Task to carry out: Images do not belong in the copy. Retype all the entries below exactly.

[Stored items from a collection]
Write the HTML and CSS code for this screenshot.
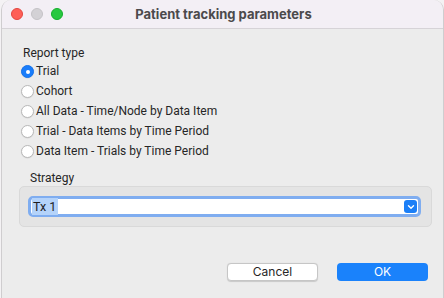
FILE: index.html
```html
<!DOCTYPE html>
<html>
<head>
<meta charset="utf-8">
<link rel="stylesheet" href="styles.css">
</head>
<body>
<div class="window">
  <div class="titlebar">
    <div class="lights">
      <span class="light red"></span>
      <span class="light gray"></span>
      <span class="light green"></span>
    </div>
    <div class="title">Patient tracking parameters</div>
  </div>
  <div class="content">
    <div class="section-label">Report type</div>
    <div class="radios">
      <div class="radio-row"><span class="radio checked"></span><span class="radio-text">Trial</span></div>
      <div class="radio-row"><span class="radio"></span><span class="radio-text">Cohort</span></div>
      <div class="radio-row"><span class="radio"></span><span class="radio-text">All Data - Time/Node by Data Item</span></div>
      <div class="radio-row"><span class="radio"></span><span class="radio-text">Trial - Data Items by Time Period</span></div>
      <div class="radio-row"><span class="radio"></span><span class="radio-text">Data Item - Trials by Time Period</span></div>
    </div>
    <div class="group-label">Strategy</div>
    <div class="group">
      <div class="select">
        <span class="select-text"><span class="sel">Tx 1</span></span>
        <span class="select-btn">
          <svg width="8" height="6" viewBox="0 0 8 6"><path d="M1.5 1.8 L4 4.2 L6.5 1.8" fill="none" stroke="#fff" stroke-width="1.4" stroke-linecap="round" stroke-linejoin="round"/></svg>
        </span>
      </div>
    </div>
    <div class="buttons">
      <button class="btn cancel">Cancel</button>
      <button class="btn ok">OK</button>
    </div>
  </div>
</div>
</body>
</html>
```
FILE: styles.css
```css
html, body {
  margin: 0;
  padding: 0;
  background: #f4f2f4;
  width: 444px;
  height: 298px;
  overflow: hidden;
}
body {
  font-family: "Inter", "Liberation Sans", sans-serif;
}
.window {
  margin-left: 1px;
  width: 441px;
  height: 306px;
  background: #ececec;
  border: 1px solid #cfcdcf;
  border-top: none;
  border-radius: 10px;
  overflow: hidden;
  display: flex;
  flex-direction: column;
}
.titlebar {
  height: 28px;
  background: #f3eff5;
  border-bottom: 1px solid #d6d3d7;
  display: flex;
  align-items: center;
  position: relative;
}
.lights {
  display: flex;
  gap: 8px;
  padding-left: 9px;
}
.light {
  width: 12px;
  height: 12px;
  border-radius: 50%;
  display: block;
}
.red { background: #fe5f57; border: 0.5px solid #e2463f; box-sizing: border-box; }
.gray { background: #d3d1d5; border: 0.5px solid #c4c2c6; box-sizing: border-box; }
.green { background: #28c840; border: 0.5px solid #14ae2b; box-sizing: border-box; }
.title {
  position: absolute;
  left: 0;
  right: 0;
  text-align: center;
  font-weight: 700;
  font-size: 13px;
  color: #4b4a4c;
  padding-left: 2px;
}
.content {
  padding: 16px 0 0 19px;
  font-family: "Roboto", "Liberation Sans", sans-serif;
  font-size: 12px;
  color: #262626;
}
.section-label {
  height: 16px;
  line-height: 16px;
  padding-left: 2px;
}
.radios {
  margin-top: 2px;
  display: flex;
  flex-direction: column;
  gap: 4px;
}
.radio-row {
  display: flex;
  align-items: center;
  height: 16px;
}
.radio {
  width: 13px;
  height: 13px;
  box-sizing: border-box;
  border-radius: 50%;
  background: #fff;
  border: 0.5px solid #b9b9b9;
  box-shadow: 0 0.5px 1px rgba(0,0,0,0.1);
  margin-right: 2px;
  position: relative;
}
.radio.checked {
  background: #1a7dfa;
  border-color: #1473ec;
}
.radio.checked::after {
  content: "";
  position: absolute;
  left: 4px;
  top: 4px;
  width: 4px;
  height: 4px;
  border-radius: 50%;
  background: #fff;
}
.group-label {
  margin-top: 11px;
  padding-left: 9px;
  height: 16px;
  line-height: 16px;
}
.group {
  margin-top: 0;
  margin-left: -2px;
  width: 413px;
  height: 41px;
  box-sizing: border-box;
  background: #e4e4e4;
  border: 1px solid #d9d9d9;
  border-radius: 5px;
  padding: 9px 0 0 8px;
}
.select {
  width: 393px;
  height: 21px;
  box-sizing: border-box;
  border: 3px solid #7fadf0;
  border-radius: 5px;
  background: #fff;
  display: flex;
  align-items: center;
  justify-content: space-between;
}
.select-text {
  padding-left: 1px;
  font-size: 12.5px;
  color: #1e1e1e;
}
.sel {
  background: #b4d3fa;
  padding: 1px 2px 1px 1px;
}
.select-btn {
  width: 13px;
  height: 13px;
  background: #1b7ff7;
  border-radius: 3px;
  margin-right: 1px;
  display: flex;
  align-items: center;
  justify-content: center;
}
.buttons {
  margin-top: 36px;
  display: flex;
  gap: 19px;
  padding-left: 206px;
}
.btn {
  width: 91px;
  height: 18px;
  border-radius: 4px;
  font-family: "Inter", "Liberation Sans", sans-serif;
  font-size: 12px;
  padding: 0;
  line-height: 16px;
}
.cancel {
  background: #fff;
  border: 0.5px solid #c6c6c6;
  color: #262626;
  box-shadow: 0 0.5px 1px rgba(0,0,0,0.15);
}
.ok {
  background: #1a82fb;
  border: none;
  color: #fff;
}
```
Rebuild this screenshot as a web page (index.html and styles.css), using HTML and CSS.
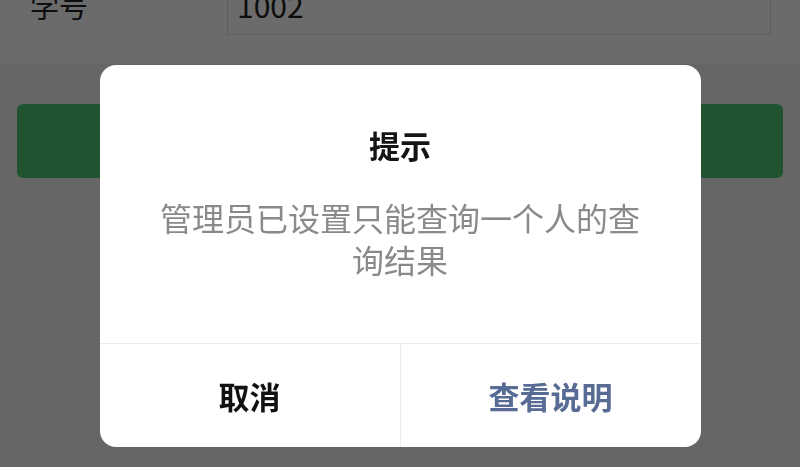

Output for this task:
Write the HTML and CSS code for this screenshot.
FILE: index.html
```html
<!DOCTYPE html>
<html>
<head>
<meta charset="utf-8">
<link rel="stylesheet" href="styles.css">
</head>
<body>
<div class="window">
  <div class="titlebar">
    <div class="lights">
      <span class="light red"></span>
      <span class="light gray"></span>
      <span class="light green"></span>
    </div>
    <div class="title">Patient tracking parameters</div>
  </div>
  <div class="content">
    <div class="section-label">Report type</div>
    <div class="radios">
      <div class="radio-row"><span class="radio checked"></span><span class="radio-text">Trial</span></div>
      <div class="radio-row"><span class="radio"></span><span class="radio-text">Cohort</span></div>
      <div class="radio-row"><span class="radio"></span><span class="radio-text">All Data - Time/Node by Data Item</span></div>
      <div class="radio-row"><span class="radio"></span><span class="radio-text">Trial - Data Items by Time Period</span></div>
      <div class="radio-row"><span class="radio"></span><span class="radio-text">Data Item - Trials by Time Period</span></div>
    </div>
    <div class="group-label">Strategy</div>
    <div class="group">
      <div class="select">
        <span class="select-text"><span class="sel">Tx 1</span></span>
        <span class="select-btn">
          <svg width="8" height="6" viewBox="0 0 8 6"><path d="M1.5 1.8 L4 4.2 L6.5 1.8" fill="none" stroke="#fff" stroke-width="1.4" stroke-linecap="round" stroke-linejoin="round"/></svg>
        </span>
      </div>
    </div>
    <div class="buttons">
      <button class="btn cancel">Cancel</button>
      <button class="btn ok">OK</button>
    </div>
  </div>
</div>
</body>
</html>
```
FILE: styles.css
```css
html, body {
  margin: 0;
  padding: 0;
  background: #f4f2f4;
  width: 444px;
  height: 298px;
  overflow: hidden;
}
body {
  font-family: "Inter", "Liberation Sans", sans-serif;
}
.window {
  margin-left: 1px;
  width: 441px;
  height: 306px;
  background: #ececec;
  border: 1px solid #cfcdcf;
  border-top: none;
  border-radius: 10px;
  overflow: hidden;
  display: flex;
  flex-direction: column;
}
.titlebar {
  height: 28px;
  background: #f3eff5;
  border-bottom: 1px solid #d6d3d7;
  display: flex;
  align-items: center;
  position: relative;
}
.lights {
  display: flex;
  gap: 8px;
  padding-left: 9px;
}
.light {
  width: 12px;
  height: 12px;
  border-radius: 50%;
  display: block;
}
.red { background: #fe5f57; border: 0.5px solid #e2463f; box-sizing: border-box; }
.gray { background: #d3d1d5; border: 0.5px solid #c4c2c6; box-sizing: border-box; }
.green { background: #28c840; border: 0.5px solid #14ae2b; box-sizing: border-box; }
.title {
  position: absolute;
  left: 0;
  right: 0;
  text-align: center;
  font-weight: 700;
  font-size: 13px;
  color: #4b4a4c;
  padding-left: 2px;
}
.content {
  padding: 16px 0 0 19px;
  font-family: "Roboto", "Liberation Sans", sans-serif;
  font-size: 12px;
  color: #262626;
}
.section-label {
  height: 16px;
  line-height: 16px;
  padding-left: 2px;
}
.radios {
  margin-top: 2px;
  display: flex;
  flex-direction: column;
  gap: 4px;
}
.radio-row {
  display: flex;
  align-items: center;
  height: 16px;
}
.radio {
  width: 13px;
  height: 13px;
  box-sizing: border-box;
  border-radius: 50%;
  background: #fff;
  border: 0.5px solid #b9b9b9;
  box-shadow: 0 0.5px 1px rgba(0,0,0,0.1);
  margin-right: 2px;
  position: relative;
}
.radio.checked {
  background: #1a7dfa;
  border-color: #1473ec;
}
.radio.checked::after {
  content: "";
  position: absolute;
  left: 4px;
  top: 4px;
  width: 4px;
  height: 4px;
  border-radius: 50%;
  background: #fff;
}
.group-label {
  margin-top: 11px;
  padding-left: 9px;
  height: 16px;
  line-height: 16px;
}
.group {
  margin-top: 0;
  margin-left: -2px;
  width: 413px;
  height: 41px;
  box-sizing: border-box;
  background: #e4e4e4;
  border: 1px solid #d9d9d9;
  border-radius: 5px;
  padding: 9px 0 0 8px;
}
.select {
  width: 393px;
  height: 21px;
  box-sizing: border-box;
  border: 3px solid #7fadf0;
  border-radius: 5px;
  background: #fff;
  display: flex;
  align-items: center;
  justify-content: space-between;
}
.select-text {
  padding-left: 1px;
  font-size: 12.5px;
  color: #1e1e1e;
}
.sel {
  background: #b4d3fa;
  padding: 1px 2px 1px 1px;
}
.select-btn {
  width: 13px;
  height: 13px;
  background: #1b7ff7;
  border-radius: 3px;
  margin-right: 1px;
  display: flex;
  align-items: center;
  justify-content: center;
}
.buttons {
  margin-top: 36px;
  display: flex;
  gap: 19px;
  padding-left: 206px;
}
.btn {
  width: 91px;
  height: 18px;
  border-radius: 4px;
  font-family: "Inter", "Liberation Sans", sans-serif;
  font-size: 12px;
  padding: 0;
  line-height: 16px;
}
.cancel {
  background: #fff;
  border: 0.5px solid #c6c6c6;
  color: #262626;
  box-shadow: 0 0.5px 1px rgba(0,0,0,0.15);
}
.ok {
  background: #1a82fb;
  border: none;
  color: #fff;
}
```
Rebuild this screenshot as a web page (index.html and styles.css), using HTML and CSS.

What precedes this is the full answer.